This time we’re going bigger than ever. Fabric, Power BI, SQL, AI and more. We're covering it all. You won't want to miss it.
Learn moreGet Fabric Certified for FREE during AI Skills Fest. This week only. Secure your voucher now.
Every dataset tells a story but not every story is easy to read. Sometimes, the real narrative is hidden behind dozens or even hundreds of features, each whispering a fragment of the truth. You scroll through columns of numbers - clicks, sales, engagement scores, satisfaction levels... and it feels like trying to listen to every instrument in an orchestra at once. There’s beauty in the noise, but chaos too.

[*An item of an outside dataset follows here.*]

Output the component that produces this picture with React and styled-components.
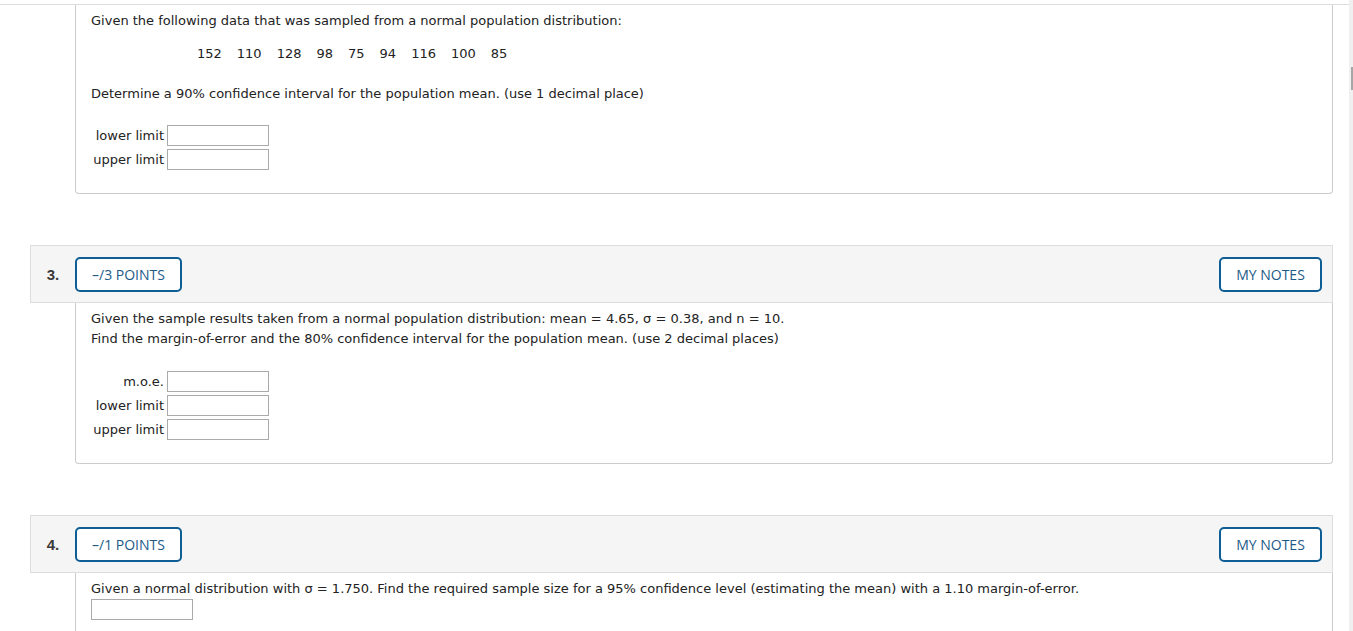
import React from 'react';
import styled, { createGlobalStyle } from 'styled-components';

const GlobalStyle = createGlobalStyle`
  html, body {
    margin: 0;
    padding: 0;
    background: #fff;
    overflow: hidden;
  }
  body {
    font-family: "DejaVu Sans", Verdana, sans-serif;
    font-size: 13px;
    color: #222;
  }
`;

const Page = styled.div`
  display: flex;
  width: 1353px;
  height: 631px;
  overflow: hidden;
`;

const Main = styled.div`
  flex: 1;
  display: flex;
  flex-direction: column;
`;

const TopBar = styled.div`
  height: 4px;
  border-bottom: 1px solid #ddd;
  flex-shrink: 0;
`;

const Content = styled.div`
  padding: 0 16px 0 30px;
  display: flex;
  flex-direction: column;
`;

const Track = styled.div`
  width: 4px;
  height: 631px;
  background: #f0f0f0;
  display: flex;
  justify-content: flex-end;
`;

const Thumb = styled.div`
  width: 2px;
  height: 23px;
  margin-top: 67px;
  background: #a6a6a6;
`;

const Question = styled.section`
  display: flex;
  flex-direction: column;
  margin-bottom: 51px;
`;

const Header = styled.div`
  box-sizing: border-box;
  height: 58px;
  display: flex;
  align-items: center;
  background: #f5f5f5;
  border: 1px solid #ddd;
  padding-right: 10px;
`;

const Number = styled.div`
  width: 44px;
  text-align: center;
  font-family: "Liberation Sans", Arial, sans-serif;
  font-weight: bold;
  font-size: 15px;
  color: #3a3a3a;
`;

const Pill = styled.button`
  box-sizing: border-box;
  height: 35px;
  width: ${(p) => p.$width}px;
  margin-left: ${(p) => (p.$right ? 'auto' : '0')};
  border: 2px solid #0e5e95;
  border-radius: 5px;
  background: #fff;
  color: #1d5a88;
  font-family: "Open Sans", "Noto Sans", sans-serif;
  font-size: 14px;
  font-weight: 500;
  padding: 0;
  text-align: center;
`;

const Body = styled.div`
  box-sizing: border-box;
  margin-left: 45px;
  border: 1px solid #ccc;
  border-top: none;
  border-radius: ${(p) => (p.$open ? '0' : '0 0 4px 4px')};
  padding: 6px 15px 23px;
  line-height: 20px;
`;

const Line = styled.p`
  margin: ${(p) => p.$top || 0}px 0 0;
`;

const DataRow = styled.div`
  display: flex;
  gap: 15px;
  margin: 13px 0 0 106px;
`;

const Answers = styled.div`
  display: grid;
  grid-template-columns: 73px 102px;
  column-gap: 3px;
  row-gap: 3px;
  margin-top: ${(p) => p.$top}px;
  align-items: center;
`;

const Label = styled.label`
  text-align: right;
  line-height: 21px;
`;

const Box = styled.input`
  box-sizing: border-box;
  width: 102px;
  height: 21px;
  border: 1px solid #aaa;
  margin: 0;
  padding: 0 2px;
  font: inherit;
`;

const data = [152, 110, 128, 98, 75, 94, 116, 100, 85];

const Fields = ({ labels, top = 22 }) => (
  <Answers $top={top}>
    {labels.map((l) => (
      <React.Fragment key={l}>
        <Label>{l}</Label>
        <Box type="text" />
      </React.Fragment>
    ))}
  </Answers>
);

const QHeader = ({ num, points }) => (
  <Header>
    <Number>{num}.</Number>
    <Pill $width={107}>–/{points} POINTS</Pill>
    <Pill $width={103} $right>MY NOTES</Pill>
  </Header>
);

export default function App() {
  return (
    <>
      <GlobalStyle />
      <Page>
        <Main>
          <TopBar />
          <Content>
            <Question>
              <Body>
                <Line>Given the following data that was sampled from a normal population distribution:</Line>
                <DataRow>
                  {data.map((d, i) => (
                    <span key={i}>{d}</span>
                  ))}
                </DataRow>
                <Line $top={20}>Determine a 90% confidence interval for the population mean. (use 1 decimal place)</Line>
                <Fields labels={['lower limit', 'upper limit']} top={21} />
              </Body>
            </Question>

            <Question>
              <QHeader num={3} points={3} />
              <Body>
                <Line>
                  Given the sample results taken from a normal population distribution: mean = 4.65, σ = 0.38, and n = 10.
                </Line>
                <Line>
                  Find the margin-of-error and the 80% confidence interval for the population mean. (use 2 decimal places)
                </Line>
                <Fields labels={['m.o.e.', 'lower limit', 'upper limit']} />
              </Body>
            </Question>

            <Question>
              <QHeader num={4} points={1} />
              <Body $open>
                <Line>
                  Given a normal distribution with σ = 1.750. Find the required sample size for a 95% confidence level
                  (estimating the mean) with a 1.10 margin-of-error.
                </Line>
                <Box type="text" />
              </Body>
            </Question>
          </Content>
        </Main>
        <Track>
          <Thumb />
        </Track>
      </Page>
    </>
  );
}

This is the reality of high-dimensional data. It’s abundant, but overwhelming. I’ve seen many analysts (and at times, my past self included) try to force patterns where none seem to exist - endlessly plotting pairwise charts and correlations, hoping something obvious would jump out. But when there’s too much overlap between features, your intuition starts to blur. That’s when I discovered how powerful Principal Component Analysis (PCA) can be.

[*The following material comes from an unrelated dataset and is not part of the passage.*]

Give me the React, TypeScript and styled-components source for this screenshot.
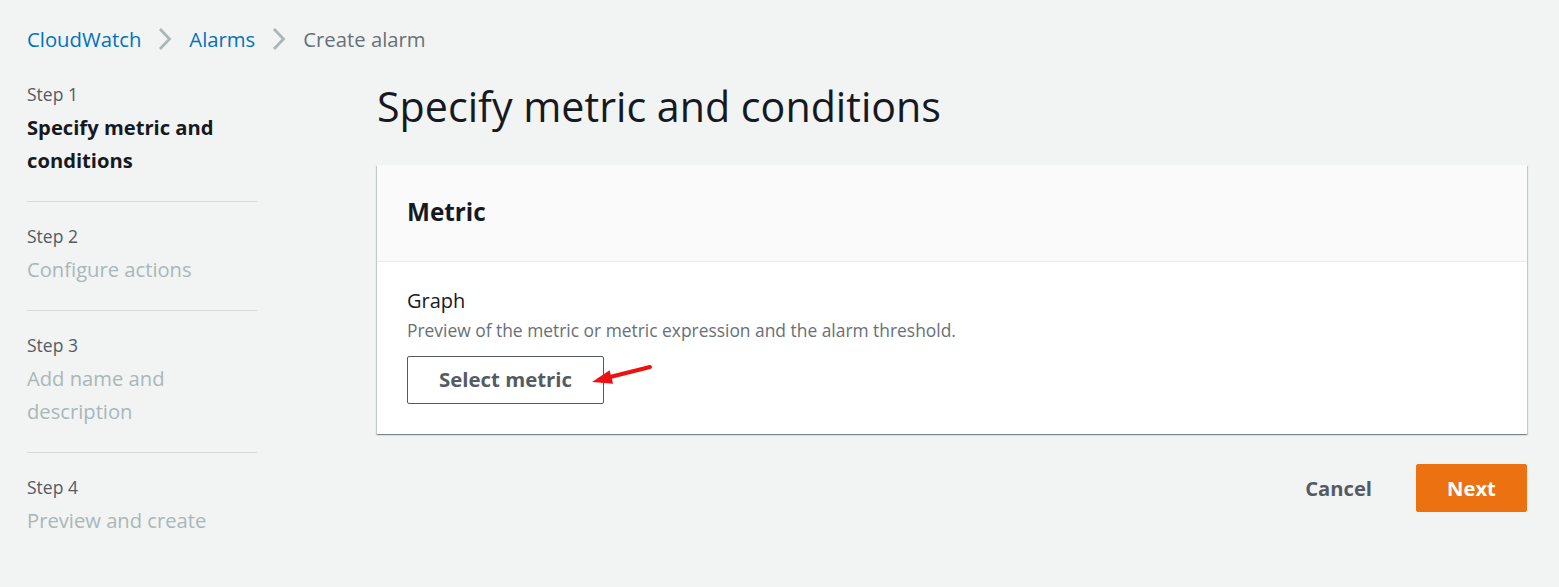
import React from "react";
import styled, { createGlobalStyle } from "styled-components";

const Global = createGlobalStyle`
  html, body { margin: 0; padding: 0; background: #f2f3f3; }
  body { font-family: "Open Sans", "Noto Sans", sans-serif; color: #16191f; }
  * { box-sizing: border-box; }
`;

const Page = styled.div`
  padding: 24px 32px 20px 27px;
`;

const Breadcrumbs = styled.nav`
  display: flex;
  align-items: center;
  gap: 17px;
  height: 30px;
  font-size: 20.3px;
`;

const Crumb = styled.a<{ $current?: boolean }>`
  color: ${(p) => (p.$current ? "#687078" : "#0073bb")};
  text-decoration: none;
`;

const Chevron = styled.svg`
  width: 14px;
  height: 24px;
  flex: none;
`;

const Layout = styled.div`
  display: flex;
  gap: 120px;
  margin-top: 27px;
`;

const Sidebar = styled.ol`
  list-style: none;
  margin: 0;
  padding: 0;
  width: 230px;
  flex: none;
`;

const StepItem = styled.li<{ $last?: boolean }>`
  padding: 0 0 24px;
  margin-bottom: 21px;
  border-bottom: ${(p) => (p.$last ? "none" : "1px solid #d5dbdb")};
`;

const StepLabel = styled.div`
  font-size: 17.5px;
  line-height: 26px;
  color: #545b64;
`;

const StepTitle = styled.div<{ $active?: boolean }>`
  font-size: 20.2px;
  line-height: 33px;
  margin-top: 4px;
  font-weight: ${(p) => (p.$active ? 700 : 400)};
  color: ${(p) => (p.$active ? "#16191f" : "#aab7b8")};
`;

const Main = styled.main`
  flex: 1;
  min-width: 0;
`;

const Title = styled.h1`
  margin: 0;
  margin-top: -3px;
  font-size: 41.2px;
  font-weight: 400;
  line-height: 56px;
`;

const Card = styled.section`
  margin-top: 31px;
  background: #fff;
  box-shadow: 0 1px 1px 0 rgba(0, 28, 36, 0.3), 1px 1px 1px 0 rgba(0, 28, 36, 0.15),
    -1px 1px 1px 0 rgba(0, 28, 36, 0.15);
`;

const CardHeader = styled.header`
  height: 97px;
  display: flex;
  align-items: center;
  padding: 0 30px 3px;
  background: #fafafa;
  border-bottom: 1px solid #eaeded;
`;

const CardTitle = styled.h2`
  margin: 0;
  font-size: 24.3px;
  font-weight: 700;
`;

const CardBody = styled.div`
  padding: 24px 30px 30px;
`;

const FieldLabel = styled.div`
  font-size: 20px;
  line-height: 30px;
  color: #16191f;
`;

const FieldDesc = styled.div`
  font-size: 17.4px;
  line-height: 28px;
  color: #687078;
`;

const ButtonRow = styled.div`
  position: relative;
  display: inline-flex;
  margin-top: 12px;
`;

const OutlineButton = styled.button`
  width: 197px;
  height: 48px;
  padding: 0 0 2px;
  border: 1px solid #545b64;
  border-radius: 2px;
  background: #fff;
  font-family: inherit;
  font-size: 20.4px;
  font-weight: 700;
  color: #545b64;
  cursor: pointer;
`;

const Arrow = styled.svg`
  position: absolute;
  left: 180px;
  top: 5px;
  width: 70px;
  height: 28px;
  pointer-events: none;
`;

const Actions = styled.div`
  display: flex;
  justify-content: flex-end;
  align-items: center;
  gap: 44px;
  margin-top: 30px;
`;

const TextButton = styled.button`
  background: none;
  border: none;
  font-family: inherit;
  font-size: 20.2px;
  font-weight: 700;
  color: #545b64;
  padding: 0;
  cursor: pointer;
`;

const PrimaryButton = styled.button`
  width: 111px;
  height: 48px;
  background: #ec7211;
  border: 1px solid #ec7211;
  border-radius: 2px;
  color: #fff;
  font-family: inherit;
  font-size: 20.2px;
  font-weight: 700;
  cursor: pointer;
`;

const ChevronIcon = () => (
  <Chevron viewBox="0 0 14 24">
    <path d="M2 2 L11.5 12 L2 22" fill="none" stroke="#aab7b8" strokeWidth="2.8" />
  </Chevron>
);

const steps = [
  { label: "Step 1", title: "Specify metric and conditions", active: true },
  { label: "Step 2", title: "Configure actions" },
  { label: "Step 3", title: "Add name and description" },
  { label: "Step 4", title: "Preview and create" },
];

export default function App() {
  return (
    <>
      <Global />
      <Page>
        <Breadcrumbs>
          <Crumb href="#">CloudWatch</Crumb>
          <ChevronIcon />
          <Crumb href="#">Alarms</Crumb>
          <ChevronIcon />
          <Crumb $current>Create alarm</Crumb>
        </Breadcrumbs>
        <Layout>
          <Sidebar>
            {steps.map((s, i) => (
              <StepItem key={s.label} $last={i === steps.length - 1}>
                <StepLabel>{s.label}</StepLabel>
                <StepTitle $active={s.active}>{s.title}</StepTitle>
              </StepItem>
            ))}
          </Sidebar>
          <Main>
            <Title>Specify metric and conditions</Title>
            <Card>
              <CardHeader>
                <CardTitle>Metric</CardTitle>
              </CardHeader>
              <CardBody>
                <FieldLabel>Graph</FieldLabel>
                <FieldDesc>Preview of the metric or metric expression and the alarm threshold.</FieldDesc>
                <ButtonRow>
                  <OutlineButton>Select metric</OutlineButton>
                  <Arrow viewBox="0 0 70 28">
                    <path d="M23 16 L63 6" stroke="#ee1111" strokeWidth="4" strokeLinecap="round" />
                    <path d="M5 21 L22.6 9.2 L26.1 22.8 Z" fill="#ee1111" />
                  </Arrow>
                </ButtonRow>
              </CardBody>
            </Card>
            <Actions>
              <TextButton>Cancel</TextButton>
              <PrimaryButton>Next</PrimaryButton>
            </Actions>
          </Main>
        </Layout>
      </Page>
    </>
  );
}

What you will learn: In this edition, we will explore Principal Component Analysis (PCA) - what it really means, how it works, and why it’s such a powerful ally. You’ll start by understanding the intuition behind PCA, then how it actually works under the hood, alongside when and why PCA is worth using, especially in real-world data scenarios where features overlap or patterns are hard to see. Finally, you’ll learn how to interpret the results inside a Fabric notebook.
Read Time: 10 minutes
Source: Sahir Maharaj (https://sahirmaharaj.com)
Let’s start with the essence of PCA and what it actually does. If you’ve ever dealt with correlated variables, you’ll know how repetitive data can get. Two features might measure nearly the same thing: income and spending power, time on app and engagement rate, or weight and height. PCA recognizes that redundancy and merges it intelligently, turning correlated features into compact “principal components” that still represent the same information (just cleaner!).

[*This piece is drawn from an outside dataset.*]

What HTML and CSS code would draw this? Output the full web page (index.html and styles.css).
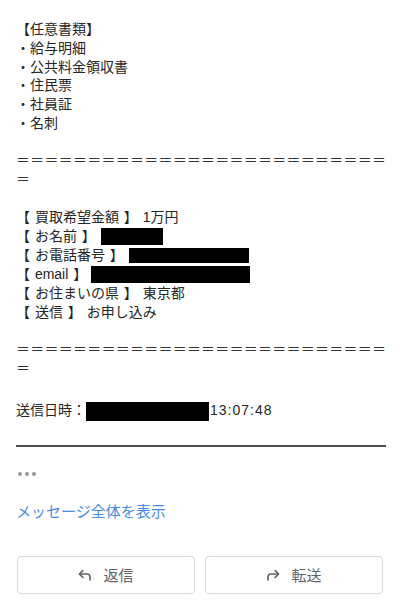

I often think of PCA as a form of data translation. Lets take your dataset as a room full of people all trying to speak at once. PCA listens, identifies the few voices that truly drive the conversation, and then rewrites the story in their language. It’s not erasing anyone, but just clarifying the message. Though, what’s magical is how PCA maintains most of your data’s variance... meaning you lose very little valuable information, even when reducing dozens of variables to just a few components.
To make this practical, let's say you might start with 20 correlated features, but PCA can distill that into 3 or 4 strong, uncorrelated components that explain 90% of what matters. It’s compression without compromise. I discovered using PCA on a customer satisfaction surveys with dozens of overlapping questions, all subtly related to the same few sentiments. PCA condensed that complexity into a handful of components representing customer confidence, trust, and product value. Suddenly, the patterns were visible!
import numpy as np
import pandas as pd
import matplotlib.pyplot as plt
from sklearn.decomposition import PCA
from sklearn.preprocessing import StandardScaler
np.random.seed(0)
height = np.random.normal(170, 10, 100)
weight = height * 0.6 + np.random.normal(0, 5, 100)
data = pd.DataFrame({'Height': height, 'Weight': weight})
plt.figure(figsize=(7,5))
plt.scatter(data['Height'], data['Weight'], alpha=0.7, color='steelblue', edgecolors='black')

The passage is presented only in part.